Return
- Emily Rose

- 1 day ago
- 2 min read
Updated: 3 hours ago
This article discusses themes of domestic and family violence. Support is available via DVConnect (1800 811 811) or your local equivalent international support service.
The first time I thought about leaving him was early 2024. I took the kids away to Rainbow beach. I made out that it was all a holiday, a fun little girls trip. We went to the playground and rolled down the dunes. Looked for crabs and shells on the sand. Ate fish and chips and created stories about princesses and dragons.

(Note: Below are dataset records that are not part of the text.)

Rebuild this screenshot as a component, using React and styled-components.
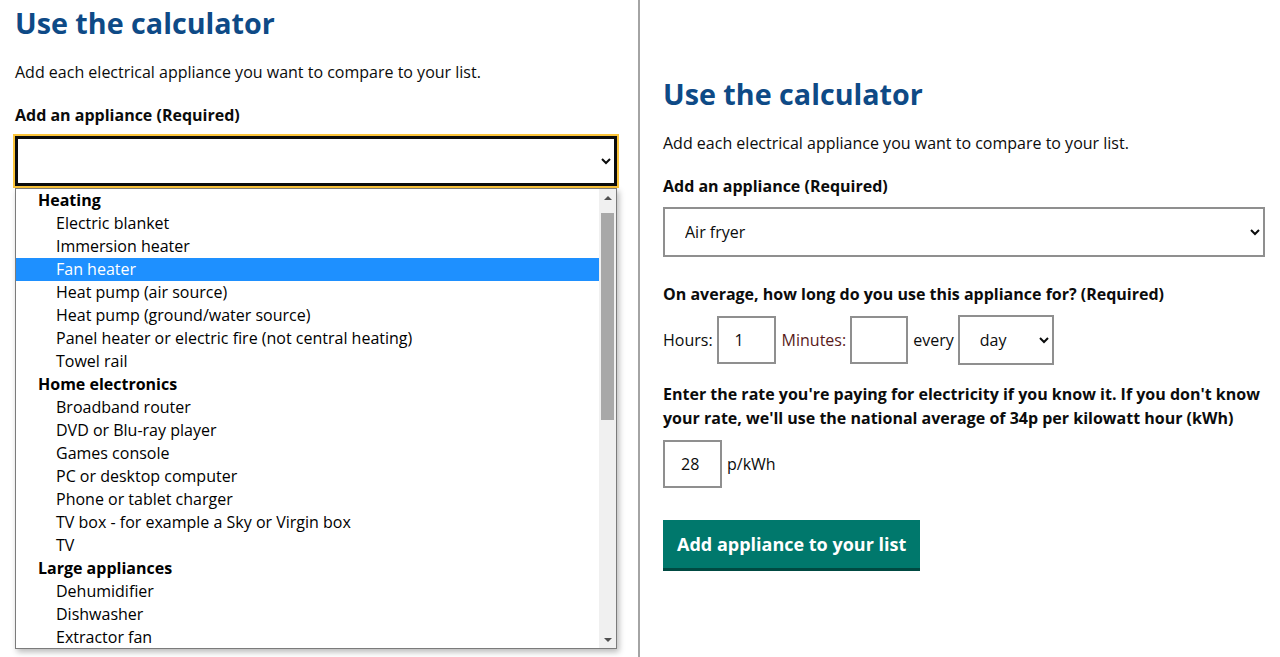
import React from 'react';
import styled, { createGlobalStyle } from 'styled-components';

const GlobalStyle = createGlobalStyle`
  html, body { margin: 0; padding: 0; background: #fff; }
  body { font-family: "Open Sans", "Noto Sans", sans-serif; color: #0b0c0c; }
  * { box-sizing: border-box; }
`;

const Page = styled.div`
  display: flex;
  width: 1280px;
  height: 657px;
  overflow: hidden;
  background: #fff;
`;

const Panel = styled.section`
  position: relative;
  flex: none;
  width: 640px;
  height: 100%;
  padding: ${(p) => p.$top}px 0 0 ${(p) => p.$left}px;
  border-right: ${(p) => (p.$divider ? '2px solid #a4a4a4' : 'none')};
`;

const Heading = styled.h2`
  margin: 0;
  font-size: 28.7px;
  line-height: 38px;
  font-weight: 700;
  color: #0e4a86;
`;

const Intro = styled.p`
  margin: 18px 0 0;
  font-size: 16px;
  line-height: 24px;
`;

const Label = styled.label`
  display: block;
  margin-top: ${(p) => p.$mt ?? 19}px;
  font-size: 16px;
  line-height: 24px;
  font-weight: 700;
  width: 602px;
`;

const SelectWrap = styled.div`
  position: relative;
  margin-top: 9px;
  width: 602px;
`;

const Select = styled.select`
  display: block;
  width: ${(p) => p.$w ?? 602}px;
  height: 50px;
  margin: 0;
  padding: 0 4px 0 16px;
  border: 2px solid #8f8f8f;
  border-radius: 0;
  background: #fff;
  color: #0b0c0c;
  font-family: inherit;
  font-size: 16px;
`;

const FocusedSelect = styled(Select)`
  border: 3px solid #0b0c0c;
  outline: 2px solid #fbc43a;
  outline-offset: 0;
`;

const Listbox = styled.div`
  position: absolute;
  top: 52px;
  left: 0;
  z-index: 5;
  display: flex;
  width: 602px;
  height: 461px;
  border: 1px solid #7b7b7b;
  background: #fff;
  box-shadow: 2px 3px 6px rgba(0, 0, 0, 0.28);
`;

const Options = styled.div`
  flex: 1;
  overflow: hidden;
`;

const Row = styled.div`
  height: 23px;
  line-height: 23px;
  padding-left: ${(p) => (p.$group ? 22 : 40)}px;
  font-size: 16px;
  font-weight: ${(p) => (p.$group ? 700 : 400)};
  white-space: nowrap;
  background: ${(p) => (p.$selected ? '#1e90ff' : 'transparent')};
  color: ${(p) => (p.$selected ? '#fff' : '#000')};
`;

const Scrollbar = styled.div`
  display: flex;
  flex-direction: column;
  align-items: center;
  width: 17px;
  background: #f0f0f0;
`;

const ArrowBtn = styled.div`
  display: flex;
  align-items: center;
  justify-content: center;
  width: 17px;
  height: 17px;
  flex: none;
  &::before {
    content: '';
    width: 0;
    height: 0;
    border-left: 4px solid transparent;
    border-right: 4px solid transparent;
    ${(p) => (p.$down ? 'border-top: 4px solid #505050;' : 'border-bottom: 4px solid #505050;')}
  }
`;

const Thumb = styled.div`
  width: 13px;
  height: 207px;
  margin-top: 7px;
  background: #a8a8a8;
`;

const Spacer = styled.div`
  flex: 1;
`;

const InlineRow = styled.div`
  display: flex;
  align-items: center;
  gap: ${(p) => p.$gap ?? 4}px;
  margin-top: 9px;
  height: 50px;
  font-size: 16px;
`;

const InlineText = styled.span`
  font-size: 16px;
  line-height: 24px;
  color: ${(p) => p.$color ?? '#0b0c0c'};
`;

const TextInput = styled.input`
  width: ${(p) => p.$w}px;
  height: 48px;
  margin: 0 ${(p) => p.$mr ?? 0}px 0 0;
  padding: 0 0 0 16px;
  border: 2px solid #8f8f8f;
  border-radius: 0;
  font-family: inherit;
  font-size: 16px;
  color: #0b0c0c;
  background: #fff;
  outline: none;
`;

const RateText = styled.p`
  margin: 17px 0 0;
  width: 600px;
  font-size: 16px;
  line-height: 24px;
  font-weight: 700;
`;

const Button = styled.button`
  display: block;
  margin-top: 31px;
  height: 48px;
  padding: 0 14px;
  border: none;
  border-radius: 0;
  background: #00786c;
  box-shadow: 0 3px 0 #004a42;
  color: #fff;
  font-family: inherit;
  font-size: 18px;
  font-weight: 700;
  cursor: pointer;
`;

const groups = [
  {
    name: 'Heating',
    items: [
      'Electric blanket',
      'Immersion heater',
      'Fan heater',
      'Heat pump (air source)',
      'Heat pump (ground/water source)',
      'Panel heater or electric fire (not central heating)',
      'Towel rail',
    ],
  },
  {
    name: 'Home electronics',
    items: [
      'Broadband router',
      'DVD or Blu-ray player',
      'Games console',
      'PC or desktop computer',
      'Phone or tablet charger',
      'TV box - for example a Sky or Virgin box',
      'TV',
    ],
  },
  {
    name: 'Large appliances',
    items: ['Dehumidifier', 'Dishwasher', 'Extractor fan'],
  },
];

export default function App() {
  return (
    <>
      <GlobalStyle />
      <Page>
        <Panel $top={4} $left={15} $divider>
          <Heading>Use the calculator</Heading>
          <Intro>Add each electrical appliance you want to compare to your list.</Intro>
          <Label>Add an appliance (Required)</Label>
          <SelectWrap>
            <FocusedSelect defaultValue="">
              <option value=""></option>
            </FocusedSelect>
            <Listbox role="listbox">
              <Options>
                {groups.map((g) => (
                  <React.Fragment key={g.name}>
                    <Row $group>{g.name}</Row>
                    {g.items.map((it) => (
                      <Row key={it} $selected={it === 'Fan heater'}>
                        {it}
                      </Row>
                    ))}
                  </React.Fragment>
                ))}
              </Options>
              <Scrollbar>
                <ArrowBtn />
                <Thumb />
                <Spacer />
                <ArrowBtn $down />
              </Scrollbar>
            </Listbox>
          </SelectWrap>
        </Panel>

        <Panel $top={75} $left={23}>
          <Heading>Use the calculator</Heading>
          <Intro>Add each electrical appliance you want to compare to your list.</Intro>
          <Label>Add an appliance (Required)</Label>
          <SelectWrap>
            <Select defaultValue="air">
              <option value="air">Air fryer</option>
            </Select>
          </SelectWrap>
          <Label $mt={25}>On average, how long do you use this appliance for? (Required)</Label>
          <InlineRow>
            <InlineText>Hours:</InlineText>
            <TextInput $w={59} $mr={2} defaultValue="1" />
            <InlineText $color="#5a1b1b">Minutes:</InlineText>
            <TextInput $w={58} $mr={1} defaultValue="" />
            <InlineText>every</InlineText>
            <Select $w={96} defaultValue="day">
              <option value="day">day</option>
              <option value="week">week</option>
            </Select>
          </InlineRow>
          <RateText>
            Enter the rate you're paying for electricity if you know it. If you don't know your rate,
            we'll use the national average of 34p per kilowatt hour (kWh)
          </RateText>
          <InlineRow $gap={5}>
            <TextInput $w={59} defaultValue="28" />
            <InlineText>p/kWh</InlineText>
          </InlineRow>
          <Button type="button">Add appliance to your list</Button>
        </Panel>
      </Page>
    </>
  );
}
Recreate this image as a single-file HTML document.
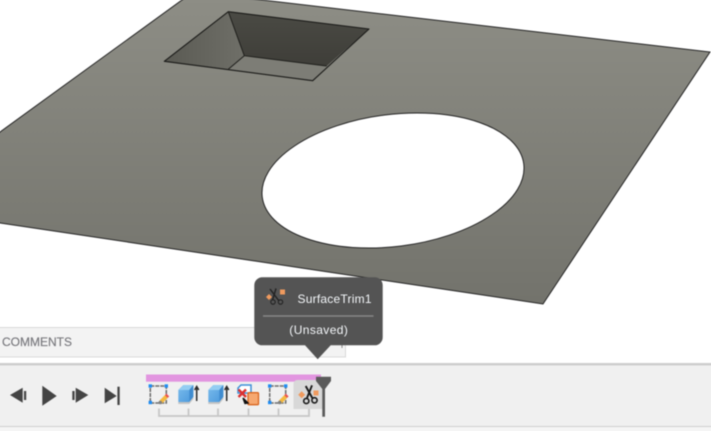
<!DOCTYPE html>
<html>
<head>
<meta charset="utf-8">
<style>
html,body{margin:0;padding:0;background:#fff;width:711px;height:431px;overflow:hidden}
#w{position:relative;width:711px;height:431px;overflow:hidden}
svg{display:block;position:absolute;left:-10px;top:-10px;filter:blur(.4px)}
text{font-family:"Liberation Sans",sans-serif}
</style>
</head>
<body>
<div id="w">
<svg width="731" height="451" viewBox="-10 -10 731 451" xmlns="http://www.w3.org/2000/svg">
<defs>
<linearGradient id="pl" gradientUnits="userSpaceOnUse" x1="0" y1="0" x2="0" y2="304">
<stop offset="0" stop-color="#8d8d85"/><stop offset="1" stop-color="#73736c"/>
</linearGradient>
<linearGradient id="bk" x1="0" y1="0" x2="0" y2="1">
<stop offset="0" stop-color="#4a4a44"/><stop offset="1" stop-color="#3f3e39"/>
</linearGradient>
<linearGradient id="lf" x1="0" y1="0" x2="1" y2="0">
<stop offset="0" stop-color="#5a5a53"/><stop offset="1" stop-color="#6f6f68"/>
</linearGradient>
<linearGradient id="bx" x1="0" y1="0" x2="1" y2="1">
<stop offset="0" stop-color="#7bbcec"/><stop offset="1" stop-color="#4a98dc"/>
</linearGradient>
<g id="sk">
<path d="M1 1H17V18H1Z" fill="none" stroke="#6c6c6c" stroke-width="1.5" stroke-dasharray="4 1"/>
<g fill="#1f8cf2"><rect x="-.7" y="-.7" width="3.4" height="3.4"/><rect x="15.3" y="-.7" width="3.4" height="3.4"/><rect x="-.7" y="15.8" width="3.4" height="3.4"/></g>
<path d="M11.5 17L17 11.5" stroke="#f5b93f" stroke-width="4"/>
<path d="M17 11.5L18.5 10" stroke="#ec4f4f" stroke-width="4"/>
<circle cx="11" cy="17.5" r="1.8" fill="#808080"/>
</g>
<g id="bxi">
<path d="M0 5L5 0H15V12L11 17H0Z" fill="url(#bx)"/>
<path d="M0 5L5 0H15L11 5Z" fill="#93cdf2"/>
<path d="M11 5L15 0V12L11 17Z" fill="#3f8ccf"/>
<path d="M0 17H11L15 12V14L11 19H0Z" fill="#c4c4c4"/>
<path d="M18.4 16V2M16.3 5L18.4 1.5L20.5 5" fill="none" stroke="#2a2a2a" stroke-width="1.5"/>
</g>
</defs>

<path d="M-20 146.5L193 -8L710 52L543 304L-20 220Z" fill="url(#pl)" stroke="#222" stroke-width="1"/>
<ellipse cx="393" cy="180.5" rx="131.8" ry="66" transform="rotate(-7.2 393 180.5)" fill="#fff" stroke="#222" stroke-width="1"/>

<path d="M228.3 11.7L369 29L326.7 66L244.3 55.7Z" fill="url(#bk)"/>
<path d="M228.3 11.7L244.3 55.7L228.3 69.3L164.3 61.3Z" fill="url(#lf)"/>
<path d="M244.3 55.7L326.7 66L312.7 80.7L228.3 69.3Z" fill="#7d7d76"/>
<path d="M228.3 11.7L369 29L312.7 80.7L164.3 61.3Z" fill="none" stroke="#1a1a18" stroke-width="1.1" stroke-linejoin="round"/>
<path d="M228.3 11.7L244.3 55.7L326.7 66M244.3 55.7L228.3 69.3" fill="none" stroke="#1f1f1c" stroke-width="1"/>

<!-- comments panel -->
<rect x="-12" y="327.5" width="357.5" height="29.5" fill="#f3f3f3" stroke="#dadada"/>
<text x="2" y="346" font-size="12" fill="#77777c" stroke="#77777c" stroke-width=".15">COMMENTS</text>
<path d="M342 342V348M340 343H342" stroke="#888" stroke-width="1" fill="none"/>

<!-- timeline bar -->
<rect x="-10" y="364" width="731" height="63" fill="#f0f0f0"/>
<rect x="-10" y="363" width="731" height="2.4" fill="#cdcdcd"/>
<rect x="-10" y="426" width="731" height="1" fill="#cfcfcf"/>
<rect x="-10" y="427" width="731" height="14" fill="#f5f5f5"/>

<g fill="#444">
<path d="M10 395L22.7 387.7V402.7Z"/><rect x="24" y="391" width="2.2" height="9"/>
<path d="M42.3 385.7L56.7 396L42.3 405.7Z"/>
<rect x="72.3" y="391" width="2.3" height="9"/><path d="M75.7 387.7L88.3 395L75.7 402.7Z"/>
<path d="M104.7 387.7L116.7 396L104.7 403.3Z"/><rect x="117.4" y="386.7" width="2.3" height="18.3"/>
</g>

<rect x="146" y="374.5" width="175" height="7.2" fill="#e295e0"/>

<path d="M159 408.5V416H309V408.5M188.5 408.5V416M218 408.5V416M248.5 408.5V416M278.5 408.5V416" fill="none" stroke="#c6c6c6" stroke-width="1.8"/>

<path d="M293.5 384a4 4 0 0 1 4-4H323V409H293.5Z" fill="#d8d8d8"/>

<use href="#sk" x="149.3" y="385"/>
<use href="#bxi" x="178.3" y="385"/>
<use href="#bxi" x="208.3" y="385"/>

<!-- delete/copy icon -->
<path d="M238 388L241 385H251V393H238Z" fill="#fff" stroke="#3d90d8" stroke-width="1.5"/>
<rect x="248" y="392.7" width="10.5" height="12" rx="1" fill="#f6a870" stroke="#d9661f" stroke-width="1.3"/>
<path d="M238.5 389.5L246 397M246 389.5L238.5 397" stroke="#dc3030" stroke-width="2.4"/>
<path d="M243 398L248 403L245 403.5Z" fill="#111" stroke="#111" stroke-width="1.4"/>

<use href="#sk" x="268.7" y="385"/>

<!-- scissors -->
<g>
<path d="M301.7 391.2L305.2 394.7L301.7 398.2L298.2 394.7Z" fill="#ef9a5e"/>
<rect x="313.5" y="390.5" width="5" height="5" fill="#ef9a5e"/>
<path d="M305.7 386L312.3 398M312 385.3L307 398" stroke="#1a1a1a" stroke-width="1.9" fill="none"/>
<circle cx="306.3" cy="401" r="2.6" fill="none" stroke="#1a1a1a" stroke-width="1.6"/>
<circle cx="314.5" cy="400.3" r="2.6" fill="none" stroke="#1a1a1a" stroke-width="1.6"/>
</g>

<!-- marker -->
<path d="M316 376.7H331V381L325 389V416.7H322.3V389L316 381Z" fill="#5a5a5a"/>

<!-- tooltip -->
<path d="M262.3 277.3H374.7a8 8 0 0 1 8 8V337.3a8 8 0 0 1 -8 8H330.7L317.7 359.3L305 345.3H262.3a8 8 0 0 1 -8 -8V285.3a8 8 0 0 1 8 -8Z" fill="#545454"/>
<rect x="263" y="315.3" width="110.5" height="1.4" fill="#8b8b8b"/>
<text x="297.5" y="303" font-size="12" letter-spacing=".22" fill="#f4f7fa">SurfaceTrim1</text>
<text x="289.3" y="334" font-size="12" letter-spacing=".4" fill="#f4f7fa">(Unsaved)</text>
<path d="M269 294L272 297L269 300L266 297Z" fill="#ef9a5e"/>
<rect x="280" y="289.5" width="5" height="5" fill="#ef9a5e"/>
<path d="M270 289L279 301M276 288.5L272.5 300" stroke="#222" stroke-width="1.4" fill="none"/>
<circle cx="273" cy="302" r="2.2" fill="none" stroke="#222" stroke-width="1.1"/>
<circle cx="280.5" cy="302" r="2.2" fill="none" stroke="#222" stroke-width="1.1"/>
</svg>
</div>
</body>
</html>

At night I lay awake. I tried to see a life I'd do myself. I couldn’t picture it, because I saw myself the way he saw me. How I kept my car a mess, cleaned kitchen counters wrong, under seasoned food. How I couldn’t make decisions, couldn’t handle the finances, remembered things wrong. No, he never called me those names. He never shouted. I misheard. He didn’t hurt the children, or it wasn’t that bad, or if it was that bad then they deserved it. The problem was my problem with anger. The problem was me.
In the morning we fed the wild dolphins at Tin Can Bay. Some of the dolphins had scars across their faces from boat propellers. They were still beautiful. Still wild. Still whole, even with the scars. I wondered what that felt like.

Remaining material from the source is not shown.